Outcome: Soon after that interview, Petraeus resigned from the CIA, citing poor judgment related to the extramarital affair. In March 2015, Petraeus agreed to plead guilty to a single misdemeanor count of mishandling classified information. He was sentenced to 2 years probation and a $100,000 fine. FBI agents and some prosecutors objected to the plea deal, warning that it would be used by lower-level officials seeking leniency for similar conduct.
Similarities to Bolton’s case: Petraeus also retained diary-like material which the government contends was highly classified. He also shared it with a close associate in the course of preparations for a book project.
Differences with Bolton’s case: The extramarital affair adds a twist of blackmail vulnerability to Petraeus’ case. Prosecutors also had an audio recording of Petraeus saying he knew there was “code word” classified information in his notebooks. However, there’s no indication the classified information was disclosed to hackers or a hostile government.
Former CIA Director John Deutch
What happened: During a year and a half as CIA director in the 1990s, Deutch “continuously” accessed classified information on government-issued computers approved only for use of unclassified information at his two homes, according to a CIA Inspector General report.
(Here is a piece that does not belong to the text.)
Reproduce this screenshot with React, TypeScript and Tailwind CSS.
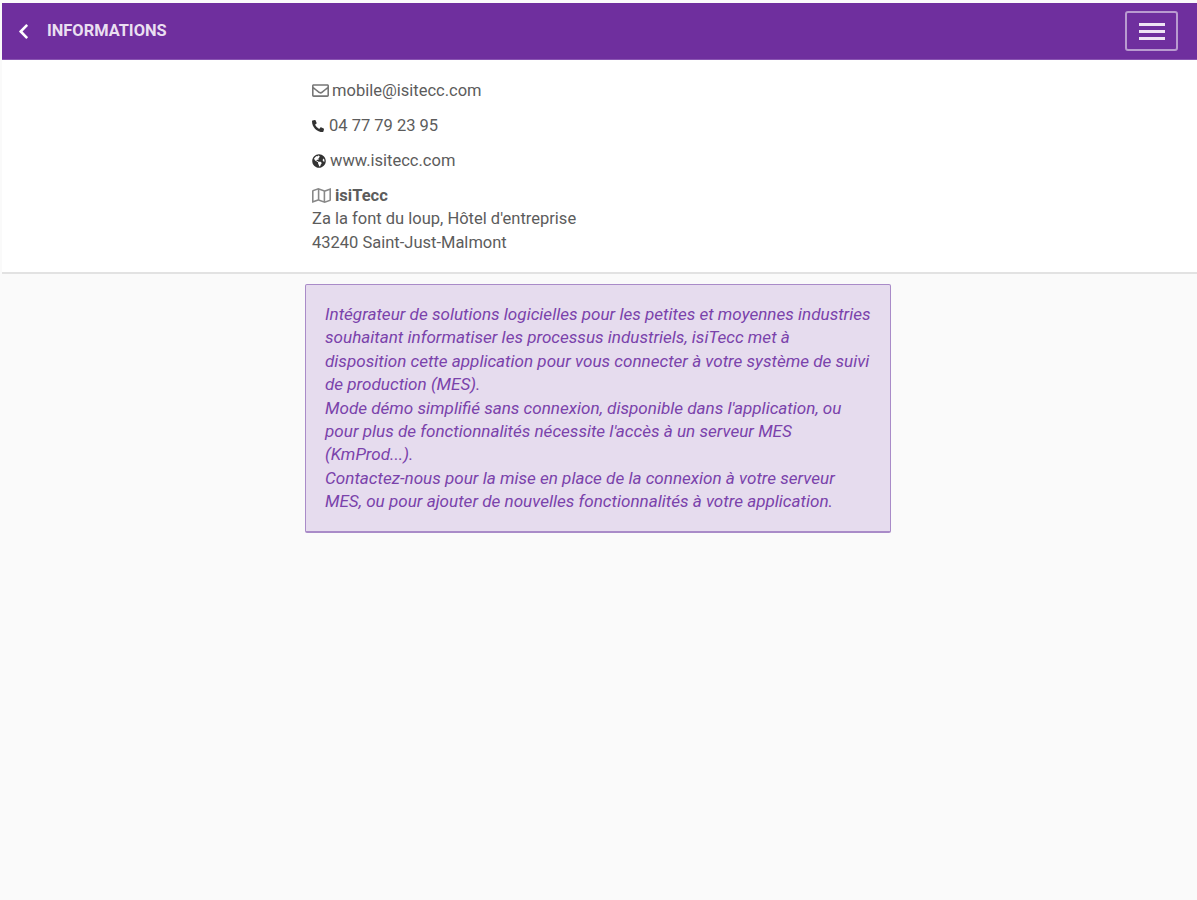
import { FaChevronLeft, FaGlobeAmericas, FaPhoneAlt, FaRegEnvelope, FaRegMap } from 'react-icons/fa'

export default function App() {
  return (
    <div className="h-[900px] bg-[#fafafa] pt-[3px] pl-[2px] font-['Roboto',sans-serif] text-[#5c5c5c] text-[16.5px] leading-[23.4px] overflow-hidden">
      <div className="header flex items-center justify-between h-[57px] bg-[#6f2f9e] pl-[13px] pr-[19px] border-b border-[#8a55b2]">
        <div className="flex items-center">
          <FaChevronLeft className="text-white" size={17} />
          <h1 className="ml-[15px] text-[#eadff1] text-[16.4px] font-bold uppercase">Informations</h1>
        </div>
        <button className="flex flex-col items-center justify-center gap-[4px] w-[53px] h-[40px] border-2 border-[#b99bd0] rounded-[3px]">
          <span className="block w-[26px] h-[3px] bg-[#eee4f4]"></span>
          <span className="block w-[26px] h-[3px] bg-[#eee4f4]"></span>
          <span className="block w-[26px] h-[3px] bg-[#eee4f4]"></span>
        </button>
      </div>

      <div className="contact bg-white h-[214px] pl-[310px] pt-[19px] border-b-2 border-[#e2e2e2]">
        <p className="flex items-center gap-[3px]"><FaRegEnvelope className="text-[#777777]" size={17} />mobile@isitecc.com</p>
        <p className="flex items-center gap-[5px] mt-[11.6px]"><FaPhoneAlt className="text-[#333333]" size={12} />04 77 79 23 95</p>
        <p className="flex items-center gap-[4px] mt-[11.6px]"><FaGlobeAmericas className="text-[#333333]" size={14} />www.isitecc.com</p>
        <div className="mt-[11.6px]">
          <p className="flex items-center gap-[4px]"><FaRegMap className="text-[#888888]" size={19} /><b>isiTecc</b></p>
          <p>Za la font du loup, Hôtel d'entreprise</p>
          <p>43240 Saint-Just-Malmont</p>
        </div>
      </div>

      <div className="info w-[586px] h-[249px] ml-[303px] mt-[10px] px-[19px] pt-[18px] bg-[#e6dcee] border border-[#a98bc8] border-b-2 rounded-[2px] italic text-[17.08px] text-[#7a42ab]">
        Intégrateur de solutions logicielles pour les petites et moyennes industries souhaitant informatiser les processus industriels, isiTecc met à disposition cette application pour vous connecter à votre système de suivi de production (MES).
        <br />
        Mode démo simplifié sans connexion, disponible dans l'application, ou pour plus de fonctionnalités nécessite l'accès à un serveur MES (KmProd...).
        <br />
        Contactez-nous pour la mise en place de la connexion à votre serveur MES, ou pour ajouter de nouvelles fonctionnalités à votre application.
      </div>
    </div>
  )
}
Some of the information was “top secret,” involving communications intelligence and covert action.
Outcome: Deutch agreed with federal prosecutors to plead guilty to a misdemeanor and signed a plea agreement in 2001. However, on President Bill Clinton’s last day in office and before the plea paperwork was filed with the court, Clinton pardoned Deutch.
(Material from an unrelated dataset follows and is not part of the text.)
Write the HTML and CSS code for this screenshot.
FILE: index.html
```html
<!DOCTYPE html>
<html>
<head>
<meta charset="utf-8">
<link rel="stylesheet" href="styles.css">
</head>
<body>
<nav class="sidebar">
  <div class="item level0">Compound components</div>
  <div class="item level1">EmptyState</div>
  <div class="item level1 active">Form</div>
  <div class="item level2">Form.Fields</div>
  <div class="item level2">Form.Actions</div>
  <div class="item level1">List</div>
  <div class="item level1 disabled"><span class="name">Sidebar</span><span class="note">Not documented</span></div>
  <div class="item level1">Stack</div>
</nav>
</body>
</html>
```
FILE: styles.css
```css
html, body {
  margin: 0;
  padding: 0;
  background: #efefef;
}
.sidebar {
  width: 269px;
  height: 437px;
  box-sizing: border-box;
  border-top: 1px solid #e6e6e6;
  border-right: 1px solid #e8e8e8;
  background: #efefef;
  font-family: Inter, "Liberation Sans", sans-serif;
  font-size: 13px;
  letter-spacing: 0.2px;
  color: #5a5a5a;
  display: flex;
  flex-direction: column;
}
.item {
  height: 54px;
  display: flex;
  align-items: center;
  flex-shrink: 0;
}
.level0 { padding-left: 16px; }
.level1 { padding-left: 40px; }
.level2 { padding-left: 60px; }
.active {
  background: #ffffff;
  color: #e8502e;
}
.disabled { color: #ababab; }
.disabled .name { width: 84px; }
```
Similarities to Bolton’s case: Some of the highly classified information was contained in 26 volumes of “journals … of daily activities maintained by Deutch while he served at the DoD and CIA.” Deutch’s mishandling of classified information was discovered through his requests for assistance in maintaining his government computers after he stepped down.
Differences with Bolton’s case: While investigators found Deutch’s handling of the classified data made it vulnerable to hacking, they found “no clear evidence” that anyone unauthorized accessed it.